I agree with you. I rate both the Bends and Hail to the Thief higher than those two.
 
While I think OK Computer is a good album, I do not understand the universal praise it gets. OK Computer has some great songs, but there are also, IMO, some songs that are quite average.

And I agree with whoever questions why Kid A is regarded as such a great album. I really don't get it. About half of the album is just wishy-washy "art for art's sake" music. I like the album for what it is, but I guess it's just not what I go to for music. All the songs from it sound better live.
Well I think that those two albums are just brilliant and on the same level as U2's best albums.
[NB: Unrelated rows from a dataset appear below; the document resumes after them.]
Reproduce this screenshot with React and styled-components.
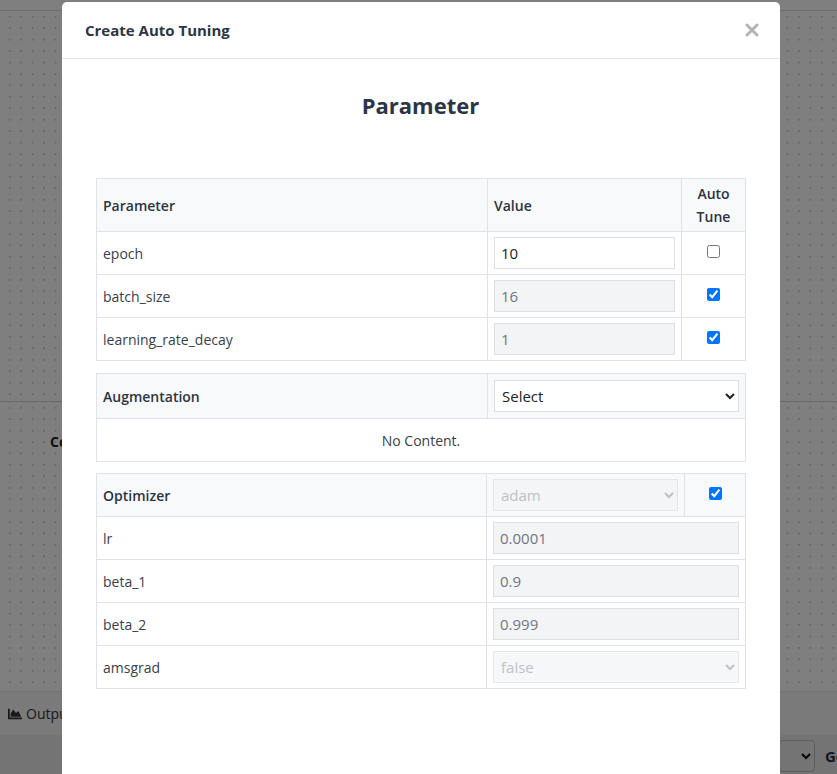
import React from 'react';
import styled, { createGlobalStyle } from 'styled-components';
import { FaChartArea } from 'react-icons/fa';

const GlobalStyle = createGlobalStyle`
    html, body {
        margin: 0;
        padding: 0;
        height: 100%;
        overflow: hidden;
        font-family: "Open Sans", "Noto Sans", "Liberation Sans", sans-serif;
        color: #2d3440;
    }
    * { box-sizing: border-box; }
`;

const BASE_PARAMS = [
    { name: 'epoch', value: '10', auto: false },
    { name: 'batch_size', value: '16', auto: true },
    { name: 'learning_rate_decay', value: '1', auto: true },
];

const OPTIMIZER_PARAMS = [
    { name: 'lr', value: '0.0001' },
    { name: 'beta_1', value: '0.9' },
    { name: 'beta_2', value: '0.999' },
    { name: 'amsgrad', value: 'false', select: true },
];

function ParamRow ({ item }) {
    return (
        <tr>
            <Cell $h={43}>{item.name}</Cell>
            <Cell $h={43}>
                <TextInput defaultValue={item.value} disabled={item.auto} />
            </Cell>
            <Cell $h={43} $center>
                <Check type="checkbox" defaultChecked={item.auto} />
            </Cell>
        </tr>
    );
}

function OptimizerRow ({ item }) {
    return (
        <tr>
            <Cell $h={43}>{item.name}</Cell>
            <Cell $h={43} colSpan={2}>
                {item.select ? (
                    <Dropdown disabled defaultValue={item.value}>
                        <option value="false">false</option>
                        <option value="true">true</option>
                    </Dropdown>
                ) : (
                    <TextInput defaultValue={item.value} disabled />
                )}
            </Cell>
        </tr>
    );
}

const App = () => {
    return (
        <>
            <GlobalStyle />
            <Page>
                <TopBar />
                <Canvas />
                <Section>
                    <SectionTitle>Configuration</SectionTitle>
                </Section>
                <TabBar>
                    <Tab><FaChartArea size={14} /> Output</Tab>
                </TabBar>
                <BottomBar>
                    <SmallSelect><option value=""></option></SmallSelect>
                    <GoLabel>Go</GoLabel>
                </BottomBar>
            </Page>

            <Overlay>
                <Modal>
                    <ModalHeader>
                        <ModalTitle>Create Auto Tuning</ModalTitle>
                        <CloseButton aria-label="close">
                            <svg width="14" height="14" viewBox="0 0 14 14">
                                <path d="M2 2 L12 12 M12 2 L2 12" stroke="#b4b4b4" strokeWidth="3" strokeLinecap="round" />
                            </svg>
                        </CloseButton>
                    </ModalHeader>
                    <ModalBody>
                        <Heading>Parameter</Heading>

                        <Table $gap={12}>
                            <colgroup>
                                <col style={{ width: 391 }} />
                                <col style={{ width: 194 }} />
                                <col style={{ width: 64 }} />
                            </colgroup>
                            <thead>
                                <tr>
                                    <HeadCell $h={53}>Parameter</HeadCell>
                                    <HeadCell $h={53}>Value</HeadCell>
                                    <HeadCell $h={53} $center>Auto<br />Tune</HeadCell>
                                </tr>
                            </thead>
                            <tbody>
                                {BASE_PARAMS.map((item) => (<ParamRow key={item.name} item={item} />))}
                            </tbody>
                        </Table>

                        <Table $gap={11}>
                            <colgroup>
                                <col style={{ width: 391 }} />
                                <col style={{ width: 258 }} />
                            </colgroup>
                            <thead>
                                <tr>
                                    <HeadCell $h={45}>Augmentation</HeadCell>
                                    <HeadCell $h={45}>
                                        <Dropdown defaultValue="">
                                            <option value="">Select</option>
                                            <option value="flip">flip</option>
                                        </Dropdown>
                                    </HeadCell>
                                </tr>
                            </thead>
                            <tbody>
                                <tr>
                                    <Cell $h={43} $center colSpan={2}>No Content.</Cell>
                                </tr>
                            </tbody>
                        </Table>

                        <Table $gap={12}>
                            <colgroup>
                                <col style={{ width: 390 }} />
                                <col style={{ width: 198 }} />
                                <col style={{ width: 61 }} />
                            </colgroup>
                            <thead>
                                <tr>
                                    <HeadCell $h={43}>Optimizer</HeadCell>
                                    <HeadCell $h={43}>
                                        <Dropdown disabled defaultValue="adam">
                                            <option value="adam">adam</option>
                                            <option value="sgd">sgd</option>
                                        </Dropdown>
                                    </HeadCell>
                                    <HeadCell $h={43} $center>
                                        <Check type="checkbox" defaultChecked />
                                    </HeadCell>
                                </tr>
                            </thead>
                            <tbody>
                                {OPTIMIZER_PARAMS.map((item) => (<OptimizerRow key={item.name} item={item} />))}
                            </tbody>
                        </Table>
                    </ModalBody>
                </Modal>
            </Overlay>
        </>
    );
};

export default App;

// ---------------- background page ----------------
const Page = styled.div`
    height: 100vh;
    display: flex;
    flex-direction: column;
    background: #ffffff;
`;
const TopBar = styled.div`
    height: 11px;
    border-bottom: 1px solid #dadada;
    background: #fff;
`;
const dots = `
    background-color: #ffffff;
    background-image: radial-gradient(circle, #d4d4d4 1.1px, transparent 1.3px);
    background-size: 11.45px 11.45px;
    background-position: 4px 0px;
`;
const Canvas = styled.div`
    height: 391px;
    ${dots}
    border-bottom: 1px solid #d0d0d0;
`;
const Section = styled.div`
    flex: 1;
    ${dots}
    padding: 30px 0 0 50px;
    border-bottom: 1px solid #e4e4e4;
`;
const SectionTitle = styled.div`
    font-size: 14px;
    font-weight: 700;
    color: #222;
`;
const TabBar = styled.div`
    height: 43px;
    display: flex;
    background: #f4f4f4;
`;
const Tab = styled.div`
    display: flex;
    align-items: center;
    gap: 4px;
    padding: 0 10px 0 8px;
    background: #f4f4f4;
    font-size: 14px;
    color: #333;
`;
const BottomBar = styled.div`
    height: 39px;
    display: flex;
    justify-content: flex-end;
    align-items: flex-start;
    gap: 10px;
    background: #e9e9e9;
    overflow: hidden;
`;
const SmallSelect = styled.select`
    width: 36px;
    height: 32px;
    margin-top: 5px;
    border: 1px solid #bbb;
    border-radius: 4px;
    background: #e9e9e9;
`;
const GoLabel = styled.div`
    width: 12px;
    font-size: 15px;
    font-weight: 700;
    line-height: 20px;
    color: #1f2f44;
    margin-top: 11px;
    overflow: hidden;
`;

// ---------------- modal ----------------
const Overlay = styled.div`
    position: fixed;
    inset: 0;
    background: rgba(0, 0, 0, 0.5);
    padding: 2px 0 0 62px;
`;
const Modal = styled.div`
    width: 718px;
    height: 820px;
    background: #ffffff;
    border-radius: 5px 5px 0 0;
    display: flex;
    flex-direction: column;
`;
const ModalHeader = styled.div`
    height: 57px;
    flex-shrink: 0;
    display: flex;
    align-items: center;
    justify-content: space-between;
    padding: 0 21px 0 23px;
    border-bottom: 1px solid #e4e4e4;
`;
const ModalTitle = styled.div`
    font-size: 15px;
    font-weight: 700;
    color: #2b3545;
`;
const CloseButton = styled.button`
    border: none;
    background: none;
    padding: 0;
    display: flex;
    cursor: pointer;
`;
const ModalBody = styled.div`
    padding: 30px 35px 0 34px;
`;
const Heading = styled.h2`
    margin: 0 0 56px;
    text-align: center;
    font-size: 22px;
    line-height: 33px;
    font-weight: 700;
    color: #2b3545;
`;
const Table = styled.table`
    width: 649px;
    border-collapse: collapse;
    table-layout: fixed;
    margin-bottom: ${(p) => p.$gap}px;
`;
const Cell = styled.td`
    height: ${(p) => p.$h}px;
    padding: 0 6px;
    border: 1px solid #dfe2e8;
    font-size: 14px;
    line-height: 21px;
    color: #3a4049;
    vertical-align: middle;
    text-align: ${(p) => (p.$center ? 'center' : 'left')};
`;
const HeadCell = styled(Cell).attrs({ as: 'th' })`
    background: #f8f9fb;
    font-weight: 600;
    line-height: 23px;
    color: #2d3440;
`;
const TextInput = styled.input`
    display: block;
    width: 100%;
    height: 32px;
    padding: 0 6px;
    border: 1px solid #dcdfe4;
    border-radius: 0;
    font-family: inherit;
    font-size: 15px;
    color: #1d2228;
    background: #ffffff;
    outline: none;
    &:disabled {
        background: #f3f4f6;
        color: #707780;
    }
`;
const Dropdown = styled.select`
    display: block;
    width: 100%;
    height: 32px;
    padding: 0 3px;
    border: 1px solid #dcdfe4;
    border-radius: 0;
    font-family: inherit;
    font-size: 15px;
    color: #1d2228;
    background: #ffffff;
    &:disabled {
        background: #f3f4f6;
        color: #a3a8ae;
    }
`;
const Check = styled.input`
    display: block;
    width: 13px;
    height: 13px;
    margin: 0 auto 3px;
`;
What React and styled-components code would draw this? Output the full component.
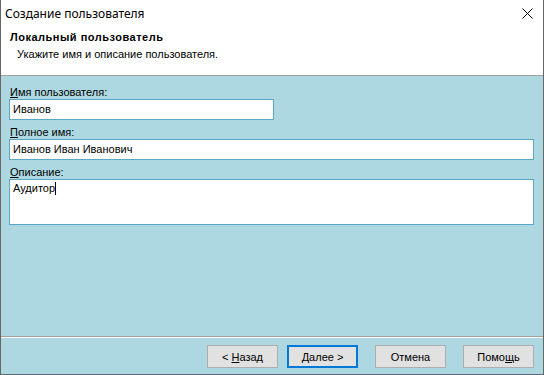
import React from 'react';
import styled, { createGlobalStyle } from 'styled-components';

const GlobalStyle = createGlobalStyle`
  html, body {
    margin: 0;
    padding: 0;
    background: #ffffff;
  }
`;

const Window = styled.div`
  width: 544px;
  height: 375px;
  box-sizing: border-box;
  border: 1px solid #666666;
  border-top: none;
  display: flex;
  flex-direction: column;
  font-family: 'Liberation Sans', Arial, sans-serif;
  font-size: 11px;
  color: #000000;
  background: #ffffff;
  overflow: hidden;
`;

const TitleBar = styled.div`
  height: 29px;
  display: flex;
  align-items: center;
  justify-content: space-between;
  padding: 0 10px 0 4px;
`;

const Title = styled.div`
  font-family: 'Noto Sans', 'Segoe UI', sans-serif;
  font-size: 12px;
  line-height: 16px;
  margin-top: -2px;
`;

const CloseButton = styled.button`
  border: none;
  background: transparent;
  padding: 0;
  width: 11px;
  height: 11px;
  display: flex;
  margin-top: -3px;
  svg {
    display: block;
  }
`;

const Header = styled.div`
  height: 47px;
  box-sizing: border-box;
  padding: 2px 0 0 9px;
  border-bottom: 1px solid #a0a0a0;
`;

const HeaderTitle = styled.div`
  font-weight: bold;
  line-height: 13px;
  letter-spacing: 0.5px;
`;

const HeaderText = styled.div`
  line-height: 13px;
  margin-top: 4px;
  padding-left: 7px;
`;

const Body = styled.div`
  flex: 1;
  background: #aed8e1;
  display: flex;
  flex-direction: column;
`;

const Form = styled.div`
  flex: 1;
  padding: 10px 9px 0 8px;
  display: flex;
  flex-direction: column;
`;

const Field = styled.div`
  display: flex;
  flex-direction: column;
  margin-top: ${(p) => (p.first ? 0 : 6)}px;
`;

const Label = styled.label`
  line-height: 13px;
  padding-left: 1px;
  u {
    text-decoration: underline;
  }
`;

const TextBox = styled.div`
  box-sizing: border-box;
  width: ${(p) => p.width || '100%'};
  height: ${(p) => p.height || 21}px;
  background: #ffffff;
  border: 1px solid #5ba8c4;
  padding: ${(p) => (p.multiline ? '2px 3px' : '3px 3px')};
  line-height: 13px;
  white-space: nowrap;
`;

const Caret = styled.span`
  display: inline-block;
  width: 1px;
  height: 13px;
  background: #000000;
  vertical-align: top;
`;

const Footer = styled.div`
  border-top: 1px solid #a0a0a0;
  box-shadow: inset 0 1px 0 #ffffff;
  padding: 8px 9px 6px 0;
  display: flex;
  justify-content: flex-end;
`;

const Button = styled.button`
  box-sizing: border-box;
  width: 71px;
  height: 23px;
  margin-left: ${(p) => p.gap || 0}px;
  background: #e1e1e1;
  border: ${(p) => (p.primary ? '2px solid #0078d7' : '1px solid #adadad')};
  font-family: 'Liberation Sans', Arial, sans-serif;
  font-size: 11px;
  color: #000000;
  padding: 0;
  display: flex;
  align-items: center;
  justify-content: center;
`;

const CloseIcon = () => (
  <svg width="11" height="11" viewBox="0 0 11 11">
    <path d="M0.5 0.5 L10.5 10.5 M10.5 0.5 L0.5 10.5" stroke="#000" strokeWidth="1" fill="none" />
  </svg>
);

const App = () => {
  return (
    <>
      <GlobalStyle />
      <Window>
        <TitleBar>
          <Title>Создание пользователя</Title>
          <CloseButton aria-label="Закрыть">
            <CloseIcon />
          </CloseButton>
        </TitleBar>
        <Header>
          <HeaderTitle>Локальный пользователь</HeaderTitle>
          <HeaderText>Укажите имя и описание пользователя.</HeaderText>
        </Header>
        <Body>
          <Form>
            <Field first>
              <Label>
                <u>И</u>мя пользователя:
              </Label>
              <TextBox width="265px">Иванов</TextBox>
            </Field>
            <Field>
              <Label>
                <u>П</u>олное имя:
              </Label>
              <TextBox>Иванов Иван Иванович</TextBox>
            </Field>
            <Field>
              <Label>
                <u>О</u>писание:
              </Label>
              <TextBox multiline height={46}>
                Аудитор
                <Caret />
              </TextBox>
            </Field>
          </Form>
          <Footer>
            <Button>
              &lt;&nbsp;<u>Н</u>азад
            </Button>
            <Button primary gap={9}>
              <u>Д</u>алее &gt;
            </Button>
            <Button gap={17}>Отмена</Button>
            <Button gap={17}>
              Помо<u>щ</u>ь
            </Button>
          </Footer>
        </Body>
      </Window>
    </>
  );
};

export default App;
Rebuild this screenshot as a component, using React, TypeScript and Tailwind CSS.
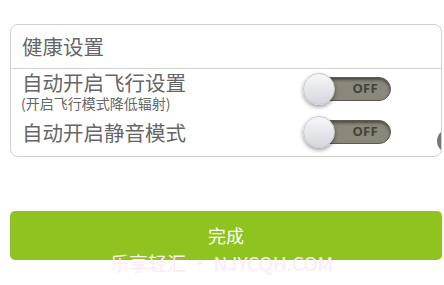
import React from "react";

function Toggle() {
  return (
    <div className="relative w-[88px] h-[32px] flex items-center">
      <div className="absolute left-[6px] right-0 top-[4px] h-[24px] rounded-full bg-[#8b877a] border border-[#5f5b52] shadow-[inset_0_2px_3px_rgba(0,0,0,0.45)] flex items-center justify-end pr-[12px]">
        <span className="text-[13px] font-bold text-[#45423b] tracking-[0.3px]" style={{ fontFamily: '"Open Sans", "Liberation Sans", sans-serif' }}>OFF</span>
      </div>
      <div className="absolute left-0 top-0 w-[32px] h-[32px] rounded-full bg-gradient-to-b from-[#f7f7fa] to-[#d6d7de] shadow-[0_2px_4px_rgba(0,0,0,0.4)] border border-[#c9cad0]" />
    </div>
  );
}

export default function App() {
  return (
    <div className="relative w-[444px] h-[285px] bg-white overflow-hidden" style={{ fontFamily: '"Noto Sans CJK SC", "Noto Sans", sans-serif' }}>
      <div className="pt-[24px] pl-[10px] pr-[2px]">
        <div className="relative rounded-[8px] border border-[#cfcfcf] h-[133px] overflow-hidden">
          <div className="h-[44px] border-b border-[#d6d6d6] flex items-center pl-[11px]">
            <span className="text-[20.5px] text-[#666] leading-none">健康设置</span>
          </div>
          <div className="flex items-start pl-[11px] pt-[2px]">
            <div className="flex flex-col w-[281px]">
              <span className="text-[20.5px] text-[#666] leading-[23px]">自动开启飞行设置</span>
              <span className="text-[14px] text-[#666] leading-[18px] -ml-[1px]">(开启飞行模式降低辐射)</span>
            </div>
            <div className="mt-[2px]"><Toggle /></div>
          </div>
          <div className="flex items-center pl-[11px] mt-[4px]">
            <span className="w-[281px] text-[20.5px] text-[#666] leading-[24px]">自动开启静音模式</span>
            <Toggle />
          </div>
          <div className="absolute right-[-20px] top-[104px] w-[24px] h-[24px] rounded-full bg-[#777]" />
        </div>
      </div>
      <div className="pt-[54px] px-[10px] pr-[2px]">
        <div className="h-[49px] rounded-[5px] bg-[#8fc31f] flex items-center justify-center">
          <span className="text-[18px] text-white">完成</span>
        </div>
      </div>
      <div className="absolute left-[110px] top-[251px] text-[19px] text-[#fde9f7] whitespace-nowrap leading-[24px]">乐享轻汇 · NJYCQH.COM</div>
    </div>
  );
}
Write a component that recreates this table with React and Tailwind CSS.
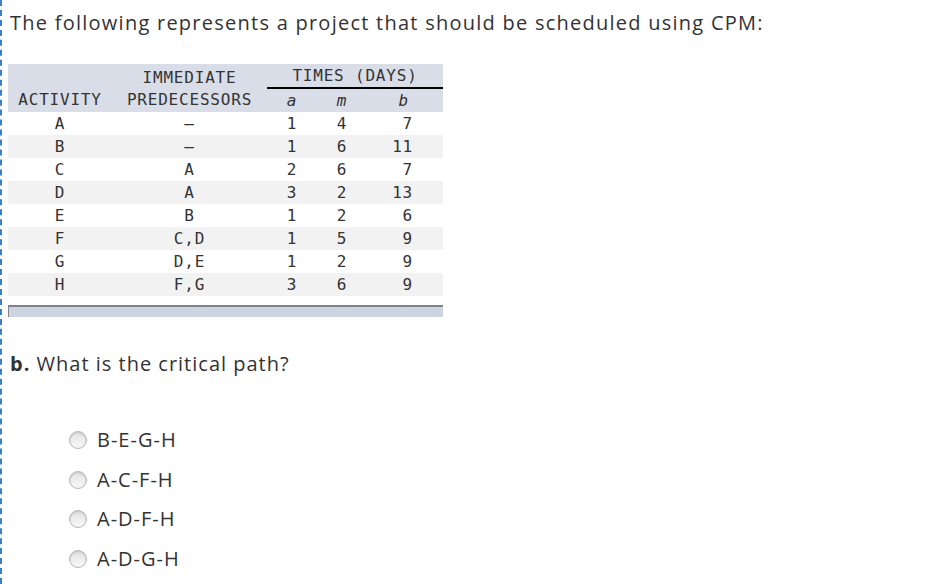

OK Computer doesn't have a weak song and Paranoid Android, Karma Police, Lucky... are all great. I even like Fitter Happier.
I didn't like Kid A at first but it has really grown on me. For one I think that Idioteque and HTDC are two of the best songs ever. And all the other songs just fit together so well. It's really an album.
 
you would be better of ranking Boy agaisnt Silverchair's debut Frogstomp, they were like what 14 or 16 when that came out, same rawness

i still think Boy is an outstanding debut with a certain essence about it , and one of my fave u2 albums.
 
you would be better of ranking Boy agaisnt Silverchair's debut Frogstomp, they were like what 14 or 16 when that came out, same rawness

i still think Boy is an outstanding debut with a certain essence about it , and one of my fave u2 albums.


That is a good comparison. Hard to believe the same band that made Neon Ballroom, Diorama and Young Modern made Frogstomp. Truly an underrated band. Caught them live in Cleveland in 07, and it was amazing.
 
Just tossing another one out there...the Arctic Monkeys were all 19 years of age when their highly acclaimed and successful (and fucking brilliant) debut LP was recorded.

Which maybe makes them best positioned to achieve the superstardom U2 have accomplished.....who knows....
 
Alex Turner is a hell of a talent - Arctic Monkeys + Last Shadow Puppets. Who knows where the Arctic Monkeys will go, but you can probably bet that he's going to be a very interesting/diverse talent for some time.